[Exercise data]

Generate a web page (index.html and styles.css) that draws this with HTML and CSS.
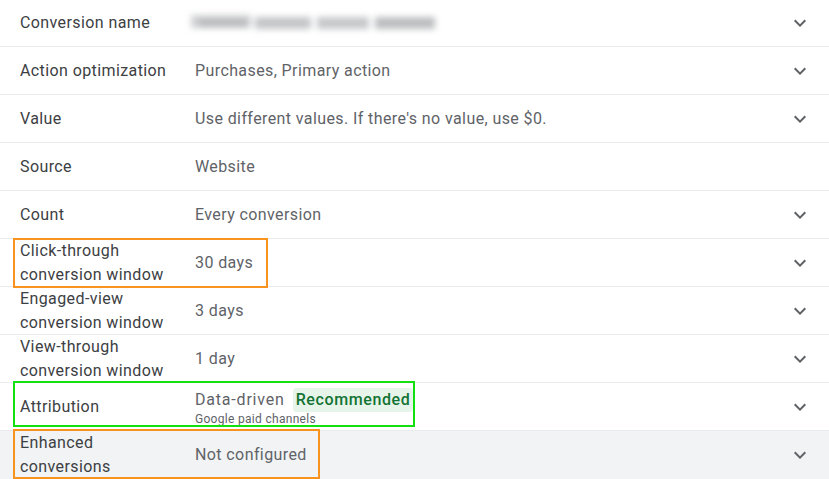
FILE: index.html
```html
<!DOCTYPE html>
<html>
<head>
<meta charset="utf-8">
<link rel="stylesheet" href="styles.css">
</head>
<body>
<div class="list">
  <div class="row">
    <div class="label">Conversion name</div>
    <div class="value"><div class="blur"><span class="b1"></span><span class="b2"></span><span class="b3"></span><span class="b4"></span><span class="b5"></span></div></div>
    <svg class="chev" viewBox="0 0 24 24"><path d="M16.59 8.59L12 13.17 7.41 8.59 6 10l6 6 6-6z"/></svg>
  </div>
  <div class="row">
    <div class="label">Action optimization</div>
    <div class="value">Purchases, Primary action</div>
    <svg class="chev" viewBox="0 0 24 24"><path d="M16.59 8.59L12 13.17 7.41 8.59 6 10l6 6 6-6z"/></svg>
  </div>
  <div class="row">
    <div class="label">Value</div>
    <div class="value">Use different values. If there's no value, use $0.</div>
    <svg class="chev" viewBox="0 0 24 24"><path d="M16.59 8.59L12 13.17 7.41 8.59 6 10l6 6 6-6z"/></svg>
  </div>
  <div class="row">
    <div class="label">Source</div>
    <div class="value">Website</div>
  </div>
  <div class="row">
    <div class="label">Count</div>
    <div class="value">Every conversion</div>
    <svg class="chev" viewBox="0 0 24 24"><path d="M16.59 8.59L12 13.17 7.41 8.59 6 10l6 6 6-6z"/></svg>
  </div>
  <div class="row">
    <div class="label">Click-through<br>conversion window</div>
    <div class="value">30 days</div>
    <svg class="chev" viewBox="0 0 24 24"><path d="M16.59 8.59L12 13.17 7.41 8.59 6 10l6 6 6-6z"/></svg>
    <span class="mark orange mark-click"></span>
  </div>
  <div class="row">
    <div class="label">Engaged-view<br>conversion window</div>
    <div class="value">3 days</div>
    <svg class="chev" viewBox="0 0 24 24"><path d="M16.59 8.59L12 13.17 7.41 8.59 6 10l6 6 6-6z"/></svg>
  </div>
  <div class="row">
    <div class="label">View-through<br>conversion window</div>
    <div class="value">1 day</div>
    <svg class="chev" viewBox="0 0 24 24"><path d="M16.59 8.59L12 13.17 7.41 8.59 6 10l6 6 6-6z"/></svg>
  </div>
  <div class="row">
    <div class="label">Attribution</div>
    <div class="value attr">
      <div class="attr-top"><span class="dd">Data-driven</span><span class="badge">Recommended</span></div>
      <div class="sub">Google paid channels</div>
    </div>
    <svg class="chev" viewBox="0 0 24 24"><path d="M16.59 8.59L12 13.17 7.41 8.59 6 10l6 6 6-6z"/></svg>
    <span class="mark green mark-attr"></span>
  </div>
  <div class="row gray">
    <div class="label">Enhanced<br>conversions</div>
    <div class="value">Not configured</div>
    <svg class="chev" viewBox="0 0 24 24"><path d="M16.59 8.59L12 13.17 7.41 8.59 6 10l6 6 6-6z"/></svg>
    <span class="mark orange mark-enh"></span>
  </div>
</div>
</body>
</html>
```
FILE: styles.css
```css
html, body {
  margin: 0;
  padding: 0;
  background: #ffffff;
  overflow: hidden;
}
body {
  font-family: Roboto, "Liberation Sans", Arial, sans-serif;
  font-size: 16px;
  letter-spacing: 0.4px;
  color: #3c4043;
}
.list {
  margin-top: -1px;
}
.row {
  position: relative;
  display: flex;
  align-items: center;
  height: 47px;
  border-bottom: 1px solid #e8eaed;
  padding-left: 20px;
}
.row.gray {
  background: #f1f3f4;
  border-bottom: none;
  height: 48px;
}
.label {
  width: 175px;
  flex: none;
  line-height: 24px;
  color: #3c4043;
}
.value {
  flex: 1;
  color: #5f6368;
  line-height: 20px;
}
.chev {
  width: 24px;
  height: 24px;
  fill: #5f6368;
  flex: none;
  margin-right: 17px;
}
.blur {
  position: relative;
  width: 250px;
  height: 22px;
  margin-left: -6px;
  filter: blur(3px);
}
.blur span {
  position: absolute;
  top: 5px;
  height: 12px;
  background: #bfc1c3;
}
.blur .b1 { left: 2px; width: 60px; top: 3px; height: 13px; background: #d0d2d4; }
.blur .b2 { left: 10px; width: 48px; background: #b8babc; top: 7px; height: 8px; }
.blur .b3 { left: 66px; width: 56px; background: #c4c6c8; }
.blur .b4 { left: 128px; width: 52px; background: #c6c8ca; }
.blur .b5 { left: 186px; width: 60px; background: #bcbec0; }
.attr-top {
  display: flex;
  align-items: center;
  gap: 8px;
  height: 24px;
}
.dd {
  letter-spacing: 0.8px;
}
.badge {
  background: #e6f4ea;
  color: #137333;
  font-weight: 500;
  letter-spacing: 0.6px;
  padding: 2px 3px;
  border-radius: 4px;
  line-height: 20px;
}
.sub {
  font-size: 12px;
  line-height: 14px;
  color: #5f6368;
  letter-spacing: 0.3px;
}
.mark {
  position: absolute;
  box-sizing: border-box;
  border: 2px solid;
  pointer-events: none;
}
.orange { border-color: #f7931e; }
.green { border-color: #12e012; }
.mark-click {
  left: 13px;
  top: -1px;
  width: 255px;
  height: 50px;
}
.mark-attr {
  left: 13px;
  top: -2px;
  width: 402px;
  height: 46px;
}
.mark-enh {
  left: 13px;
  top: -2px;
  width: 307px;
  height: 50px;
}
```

...

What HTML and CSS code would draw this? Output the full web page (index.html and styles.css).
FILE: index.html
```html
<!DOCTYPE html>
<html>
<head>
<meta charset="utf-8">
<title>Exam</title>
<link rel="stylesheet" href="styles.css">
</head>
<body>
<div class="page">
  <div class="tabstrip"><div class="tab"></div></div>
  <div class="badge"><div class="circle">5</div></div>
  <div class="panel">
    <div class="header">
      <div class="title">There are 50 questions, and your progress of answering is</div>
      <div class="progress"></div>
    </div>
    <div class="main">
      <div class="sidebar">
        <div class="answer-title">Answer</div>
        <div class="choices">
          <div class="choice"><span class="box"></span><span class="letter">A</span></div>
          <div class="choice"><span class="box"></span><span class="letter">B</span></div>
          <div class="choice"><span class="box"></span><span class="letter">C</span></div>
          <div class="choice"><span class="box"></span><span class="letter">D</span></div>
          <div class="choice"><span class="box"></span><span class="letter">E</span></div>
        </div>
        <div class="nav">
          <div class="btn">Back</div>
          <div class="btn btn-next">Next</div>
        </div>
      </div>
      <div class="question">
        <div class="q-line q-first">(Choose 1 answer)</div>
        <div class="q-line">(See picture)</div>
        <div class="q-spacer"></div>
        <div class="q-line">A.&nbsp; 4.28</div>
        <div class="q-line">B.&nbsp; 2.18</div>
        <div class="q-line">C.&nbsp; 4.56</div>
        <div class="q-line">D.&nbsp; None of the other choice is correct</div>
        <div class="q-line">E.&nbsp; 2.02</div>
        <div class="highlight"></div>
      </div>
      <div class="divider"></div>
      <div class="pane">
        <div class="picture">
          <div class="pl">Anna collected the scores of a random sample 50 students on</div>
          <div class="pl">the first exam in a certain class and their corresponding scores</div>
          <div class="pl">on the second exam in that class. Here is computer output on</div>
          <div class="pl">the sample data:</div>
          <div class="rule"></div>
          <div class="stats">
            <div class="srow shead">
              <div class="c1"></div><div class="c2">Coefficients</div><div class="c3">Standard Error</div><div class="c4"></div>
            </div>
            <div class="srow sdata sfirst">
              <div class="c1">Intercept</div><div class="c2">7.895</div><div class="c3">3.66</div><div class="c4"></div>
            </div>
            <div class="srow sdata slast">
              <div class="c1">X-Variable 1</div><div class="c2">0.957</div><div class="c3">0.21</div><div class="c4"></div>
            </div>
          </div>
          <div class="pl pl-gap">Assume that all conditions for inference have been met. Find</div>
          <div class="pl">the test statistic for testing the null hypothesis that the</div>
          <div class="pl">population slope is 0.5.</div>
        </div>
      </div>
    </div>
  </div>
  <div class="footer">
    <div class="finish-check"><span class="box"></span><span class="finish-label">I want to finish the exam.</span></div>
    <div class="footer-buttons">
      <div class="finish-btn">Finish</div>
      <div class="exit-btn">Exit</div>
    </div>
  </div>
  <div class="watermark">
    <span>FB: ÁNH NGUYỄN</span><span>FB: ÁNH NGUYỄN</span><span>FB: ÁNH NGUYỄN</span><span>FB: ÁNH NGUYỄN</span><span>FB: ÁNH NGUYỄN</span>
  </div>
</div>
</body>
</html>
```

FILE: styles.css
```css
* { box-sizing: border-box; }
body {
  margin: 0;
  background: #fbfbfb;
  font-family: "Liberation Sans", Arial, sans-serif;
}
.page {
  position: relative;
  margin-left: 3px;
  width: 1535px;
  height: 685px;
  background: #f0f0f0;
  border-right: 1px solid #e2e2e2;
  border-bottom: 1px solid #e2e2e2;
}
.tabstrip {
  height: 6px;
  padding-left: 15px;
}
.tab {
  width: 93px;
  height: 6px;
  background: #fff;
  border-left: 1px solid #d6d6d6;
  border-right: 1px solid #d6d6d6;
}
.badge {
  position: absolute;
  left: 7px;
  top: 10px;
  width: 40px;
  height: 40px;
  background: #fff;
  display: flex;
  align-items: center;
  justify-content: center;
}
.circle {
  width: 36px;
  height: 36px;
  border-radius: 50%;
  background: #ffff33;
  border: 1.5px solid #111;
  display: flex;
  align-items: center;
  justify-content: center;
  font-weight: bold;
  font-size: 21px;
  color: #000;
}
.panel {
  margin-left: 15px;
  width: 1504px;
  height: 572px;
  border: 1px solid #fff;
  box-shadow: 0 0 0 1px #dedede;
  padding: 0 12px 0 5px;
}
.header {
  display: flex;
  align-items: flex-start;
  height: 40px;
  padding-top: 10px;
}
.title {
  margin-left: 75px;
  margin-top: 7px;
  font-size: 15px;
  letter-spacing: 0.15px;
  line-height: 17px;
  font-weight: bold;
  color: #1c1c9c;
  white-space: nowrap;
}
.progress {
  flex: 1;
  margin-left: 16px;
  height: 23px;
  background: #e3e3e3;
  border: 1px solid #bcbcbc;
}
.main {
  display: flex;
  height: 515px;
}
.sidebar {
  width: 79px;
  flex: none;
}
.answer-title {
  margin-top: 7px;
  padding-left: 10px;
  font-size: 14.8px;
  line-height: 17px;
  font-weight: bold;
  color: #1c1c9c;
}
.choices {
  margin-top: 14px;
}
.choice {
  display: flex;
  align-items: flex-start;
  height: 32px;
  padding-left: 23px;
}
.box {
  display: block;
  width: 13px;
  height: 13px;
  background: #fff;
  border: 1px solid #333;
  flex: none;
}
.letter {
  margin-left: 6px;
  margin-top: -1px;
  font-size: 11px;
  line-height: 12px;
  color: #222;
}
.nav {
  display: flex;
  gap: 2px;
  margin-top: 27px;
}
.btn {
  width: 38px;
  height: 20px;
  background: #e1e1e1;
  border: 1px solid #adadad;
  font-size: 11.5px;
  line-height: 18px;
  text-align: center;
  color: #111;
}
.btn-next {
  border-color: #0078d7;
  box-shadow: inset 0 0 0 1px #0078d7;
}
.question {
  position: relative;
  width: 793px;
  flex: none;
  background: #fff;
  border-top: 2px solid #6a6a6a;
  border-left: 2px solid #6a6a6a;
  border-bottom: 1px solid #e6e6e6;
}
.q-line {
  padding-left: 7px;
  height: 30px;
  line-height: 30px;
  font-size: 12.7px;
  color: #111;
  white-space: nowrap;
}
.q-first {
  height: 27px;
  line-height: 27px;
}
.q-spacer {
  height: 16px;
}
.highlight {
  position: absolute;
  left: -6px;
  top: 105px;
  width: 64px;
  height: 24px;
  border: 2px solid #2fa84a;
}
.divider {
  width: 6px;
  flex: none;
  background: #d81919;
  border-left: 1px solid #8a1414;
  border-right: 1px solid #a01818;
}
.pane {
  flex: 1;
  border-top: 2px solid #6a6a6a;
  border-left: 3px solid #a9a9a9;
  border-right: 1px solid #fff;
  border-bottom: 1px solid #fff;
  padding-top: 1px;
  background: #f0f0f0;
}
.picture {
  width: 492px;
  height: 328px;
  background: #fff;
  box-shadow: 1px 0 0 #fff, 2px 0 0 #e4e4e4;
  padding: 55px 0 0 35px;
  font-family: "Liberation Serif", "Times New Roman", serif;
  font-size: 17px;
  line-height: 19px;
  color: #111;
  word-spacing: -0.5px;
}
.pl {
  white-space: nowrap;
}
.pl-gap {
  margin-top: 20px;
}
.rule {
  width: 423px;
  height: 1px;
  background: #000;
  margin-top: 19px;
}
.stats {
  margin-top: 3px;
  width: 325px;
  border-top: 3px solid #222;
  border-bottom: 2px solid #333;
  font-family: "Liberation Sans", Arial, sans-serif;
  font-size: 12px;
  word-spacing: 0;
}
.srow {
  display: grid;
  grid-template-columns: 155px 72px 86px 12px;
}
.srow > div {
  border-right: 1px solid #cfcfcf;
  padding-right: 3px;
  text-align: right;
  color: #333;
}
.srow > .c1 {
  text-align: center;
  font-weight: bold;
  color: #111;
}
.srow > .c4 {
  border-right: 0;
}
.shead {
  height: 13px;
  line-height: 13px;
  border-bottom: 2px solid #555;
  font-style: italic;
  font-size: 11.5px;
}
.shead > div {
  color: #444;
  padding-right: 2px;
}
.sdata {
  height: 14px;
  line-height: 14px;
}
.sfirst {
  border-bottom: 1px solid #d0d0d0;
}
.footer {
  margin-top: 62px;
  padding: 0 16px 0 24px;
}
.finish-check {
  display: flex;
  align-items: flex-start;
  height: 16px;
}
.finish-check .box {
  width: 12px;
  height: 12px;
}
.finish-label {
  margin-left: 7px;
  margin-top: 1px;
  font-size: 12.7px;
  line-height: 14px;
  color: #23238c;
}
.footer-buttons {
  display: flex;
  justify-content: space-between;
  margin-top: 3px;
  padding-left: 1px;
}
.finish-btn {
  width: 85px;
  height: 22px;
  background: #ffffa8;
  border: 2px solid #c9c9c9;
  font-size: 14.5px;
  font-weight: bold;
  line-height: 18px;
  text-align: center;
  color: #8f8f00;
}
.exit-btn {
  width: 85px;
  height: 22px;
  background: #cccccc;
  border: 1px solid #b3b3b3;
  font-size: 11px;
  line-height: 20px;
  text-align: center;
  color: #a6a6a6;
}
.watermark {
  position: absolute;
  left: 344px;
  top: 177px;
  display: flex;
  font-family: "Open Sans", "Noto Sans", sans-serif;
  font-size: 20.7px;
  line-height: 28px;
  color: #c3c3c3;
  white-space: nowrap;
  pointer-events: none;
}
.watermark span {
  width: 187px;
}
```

==

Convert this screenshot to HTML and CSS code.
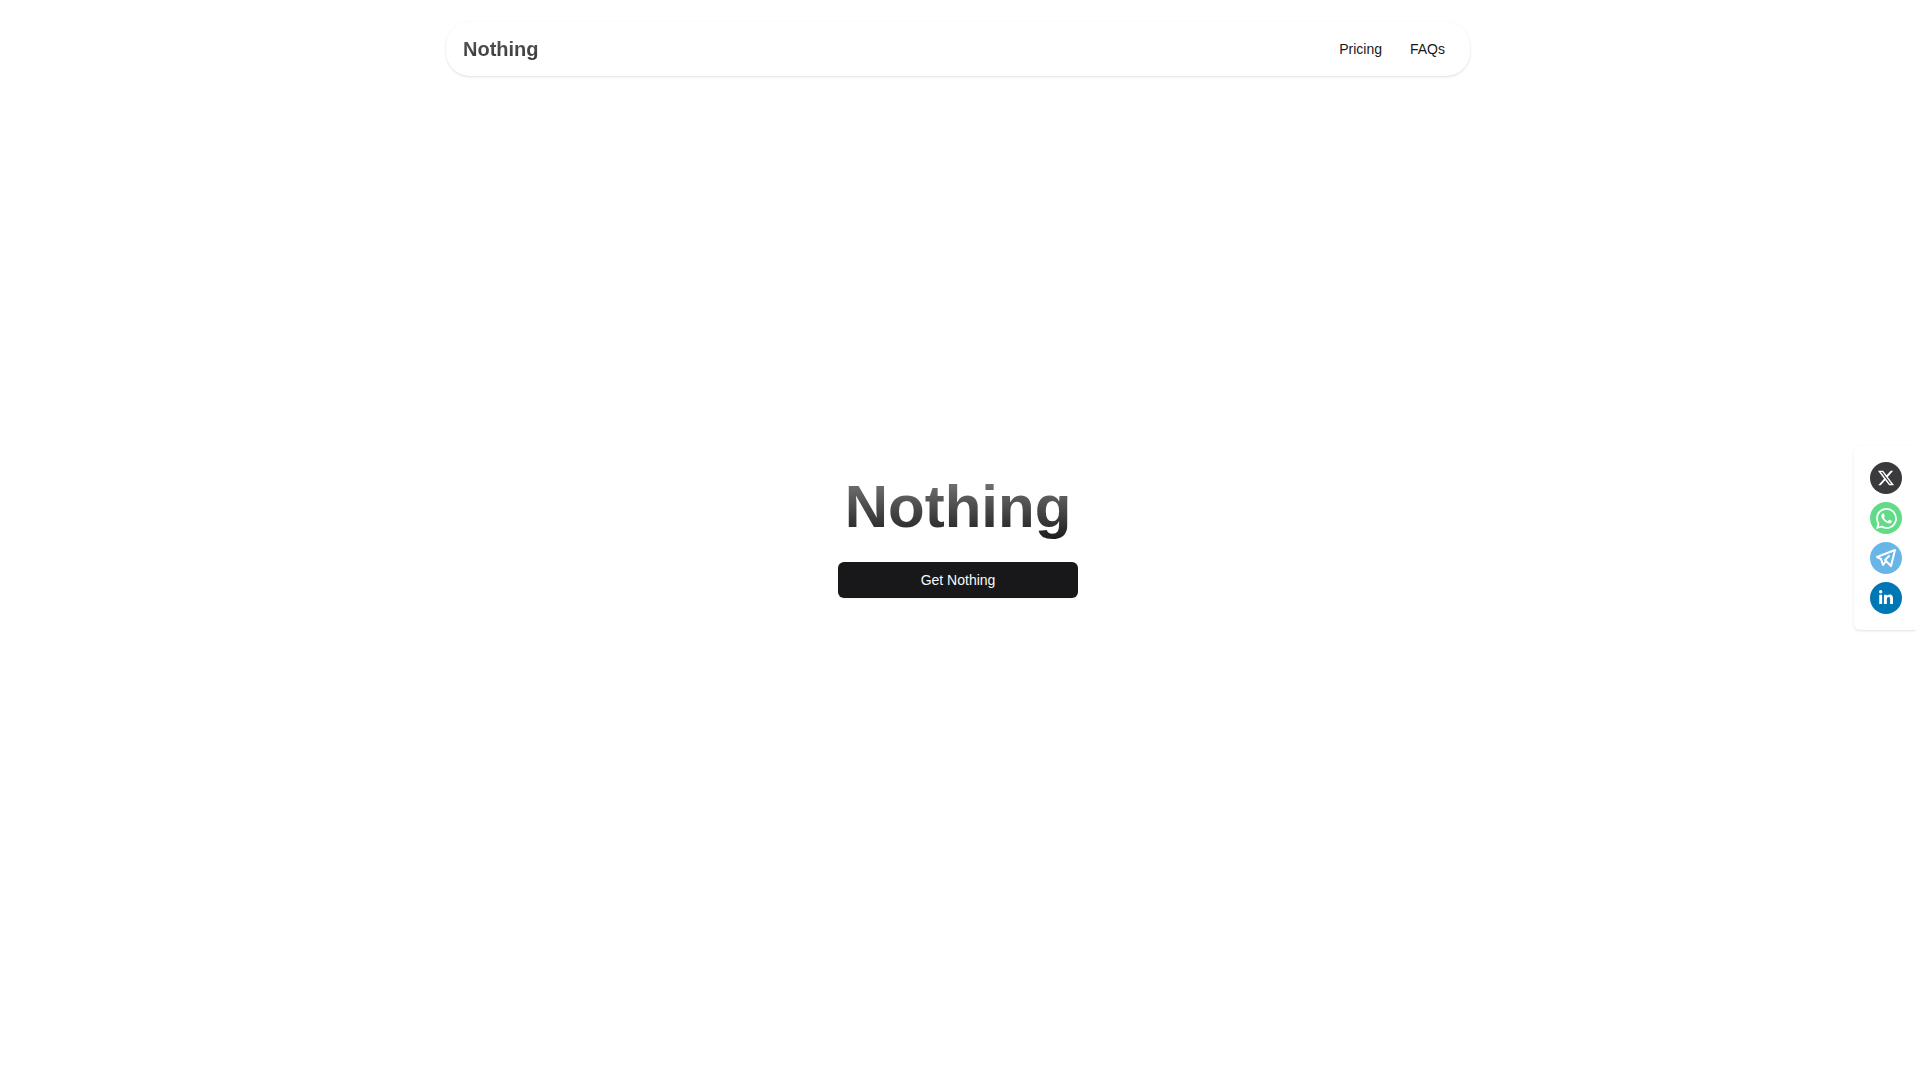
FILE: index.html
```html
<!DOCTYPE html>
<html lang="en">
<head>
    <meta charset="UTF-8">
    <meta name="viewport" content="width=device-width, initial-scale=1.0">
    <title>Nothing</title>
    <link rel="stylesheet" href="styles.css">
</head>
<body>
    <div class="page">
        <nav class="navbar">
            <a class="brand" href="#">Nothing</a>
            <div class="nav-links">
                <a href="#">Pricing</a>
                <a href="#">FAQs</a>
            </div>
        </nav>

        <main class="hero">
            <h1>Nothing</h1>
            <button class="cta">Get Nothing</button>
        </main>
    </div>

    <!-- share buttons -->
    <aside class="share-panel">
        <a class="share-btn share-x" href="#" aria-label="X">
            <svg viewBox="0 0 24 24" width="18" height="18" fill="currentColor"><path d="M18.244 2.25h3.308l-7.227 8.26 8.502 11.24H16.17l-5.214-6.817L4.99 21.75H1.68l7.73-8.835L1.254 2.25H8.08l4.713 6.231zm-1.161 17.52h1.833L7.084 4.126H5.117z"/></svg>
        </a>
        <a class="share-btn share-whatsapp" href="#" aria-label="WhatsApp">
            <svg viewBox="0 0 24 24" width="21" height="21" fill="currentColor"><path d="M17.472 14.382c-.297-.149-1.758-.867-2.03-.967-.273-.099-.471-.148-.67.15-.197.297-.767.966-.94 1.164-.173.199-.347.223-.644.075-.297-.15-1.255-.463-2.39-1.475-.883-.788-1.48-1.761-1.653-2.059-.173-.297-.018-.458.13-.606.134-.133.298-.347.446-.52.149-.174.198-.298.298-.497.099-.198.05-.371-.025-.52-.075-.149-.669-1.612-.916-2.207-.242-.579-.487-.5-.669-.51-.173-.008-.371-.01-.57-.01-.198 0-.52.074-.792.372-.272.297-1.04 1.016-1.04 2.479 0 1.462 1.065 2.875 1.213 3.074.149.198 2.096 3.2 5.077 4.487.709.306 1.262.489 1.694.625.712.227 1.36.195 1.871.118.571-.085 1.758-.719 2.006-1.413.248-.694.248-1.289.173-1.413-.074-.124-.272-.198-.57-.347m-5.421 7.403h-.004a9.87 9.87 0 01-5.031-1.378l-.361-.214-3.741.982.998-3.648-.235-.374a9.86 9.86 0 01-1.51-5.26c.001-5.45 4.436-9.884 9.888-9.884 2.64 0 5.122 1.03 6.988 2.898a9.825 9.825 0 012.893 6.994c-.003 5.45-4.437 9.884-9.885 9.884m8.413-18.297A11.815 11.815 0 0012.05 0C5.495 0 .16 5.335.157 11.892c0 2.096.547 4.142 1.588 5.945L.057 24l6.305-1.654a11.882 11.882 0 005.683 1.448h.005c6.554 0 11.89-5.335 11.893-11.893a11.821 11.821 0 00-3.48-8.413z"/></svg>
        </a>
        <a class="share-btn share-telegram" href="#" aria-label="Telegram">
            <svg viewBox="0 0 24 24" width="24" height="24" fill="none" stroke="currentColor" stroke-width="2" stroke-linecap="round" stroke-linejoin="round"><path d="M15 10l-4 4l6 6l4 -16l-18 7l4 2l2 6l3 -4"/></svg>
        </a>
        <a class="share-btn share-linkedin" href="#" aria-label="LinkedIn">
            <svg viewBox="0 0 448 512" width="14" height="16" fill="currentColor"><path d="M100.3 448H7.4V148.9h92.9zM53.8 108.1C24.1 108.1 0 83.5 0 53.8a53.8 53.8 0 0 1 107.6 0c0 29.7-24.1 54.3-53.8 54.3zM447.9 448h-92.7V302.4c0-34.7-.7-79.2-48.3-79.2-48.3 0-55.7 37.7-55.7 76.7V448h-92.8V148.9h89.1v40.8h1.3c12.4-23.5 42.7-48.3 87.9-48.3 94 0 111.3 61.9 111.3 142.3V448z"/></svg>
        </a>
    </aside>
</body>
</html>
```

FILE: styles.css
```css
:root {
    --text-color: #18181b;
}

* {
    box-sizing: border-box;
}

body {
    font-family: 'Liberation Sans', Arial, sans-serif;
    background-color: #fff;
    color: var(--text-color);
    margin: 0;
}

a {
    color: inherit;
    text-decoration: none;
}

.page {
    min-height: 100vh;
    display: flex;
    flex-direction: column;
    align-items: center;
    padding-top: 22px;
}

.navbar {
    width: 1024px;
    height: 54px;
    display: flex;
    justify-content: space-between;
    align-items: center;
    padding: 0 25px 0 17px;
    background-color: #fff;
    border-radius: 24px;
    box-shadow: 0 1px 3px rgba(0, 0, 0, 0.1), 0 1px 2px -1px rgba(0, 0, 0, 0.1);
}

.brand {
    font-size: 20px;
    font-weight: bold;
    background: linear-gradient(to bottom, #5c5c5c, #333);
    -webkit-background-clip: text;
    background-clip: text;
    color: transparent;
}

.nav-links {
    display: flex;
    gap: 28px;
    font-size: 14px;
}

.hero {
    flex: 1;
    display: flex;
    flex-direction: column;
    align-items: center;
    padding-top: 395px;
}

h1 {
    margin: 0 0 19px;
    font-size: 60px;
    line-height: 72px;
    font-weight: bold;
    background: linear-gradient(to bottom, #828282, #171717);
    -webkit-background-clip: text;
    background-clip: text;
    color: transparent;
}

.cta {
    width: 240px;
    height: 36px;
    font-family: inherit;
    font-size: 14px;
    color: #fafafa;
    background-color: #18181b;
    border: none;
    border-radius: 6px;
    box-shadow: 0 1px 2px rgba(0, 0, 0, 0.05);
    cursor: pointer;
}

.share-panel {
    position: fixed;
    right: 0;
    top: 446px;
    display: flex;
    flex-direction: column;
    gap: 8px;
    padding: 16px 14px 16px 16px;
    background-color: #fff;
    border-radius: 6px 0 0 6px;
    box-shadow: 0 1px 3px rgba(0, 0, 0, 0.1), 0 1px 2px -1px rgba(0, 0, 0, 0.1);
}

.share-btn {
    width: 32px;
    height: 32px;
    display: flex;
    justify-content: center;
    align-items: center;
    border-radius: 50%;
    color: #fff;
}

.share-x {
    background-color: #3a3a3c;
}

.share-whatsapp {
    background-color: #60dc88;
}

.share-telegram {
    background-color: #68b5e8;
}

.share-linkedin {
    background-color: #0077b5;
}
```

[What you have to do] Extract from the data every line where "page" shows up.

[Correct output]
Generate a web page (index.html and styles.css) that draws this with HTML and CSS.
What HTML and CSS code would draw this? Output the full web page (index.html and styles.css).
<div class="page">
.page {
    <div class="page">
.page {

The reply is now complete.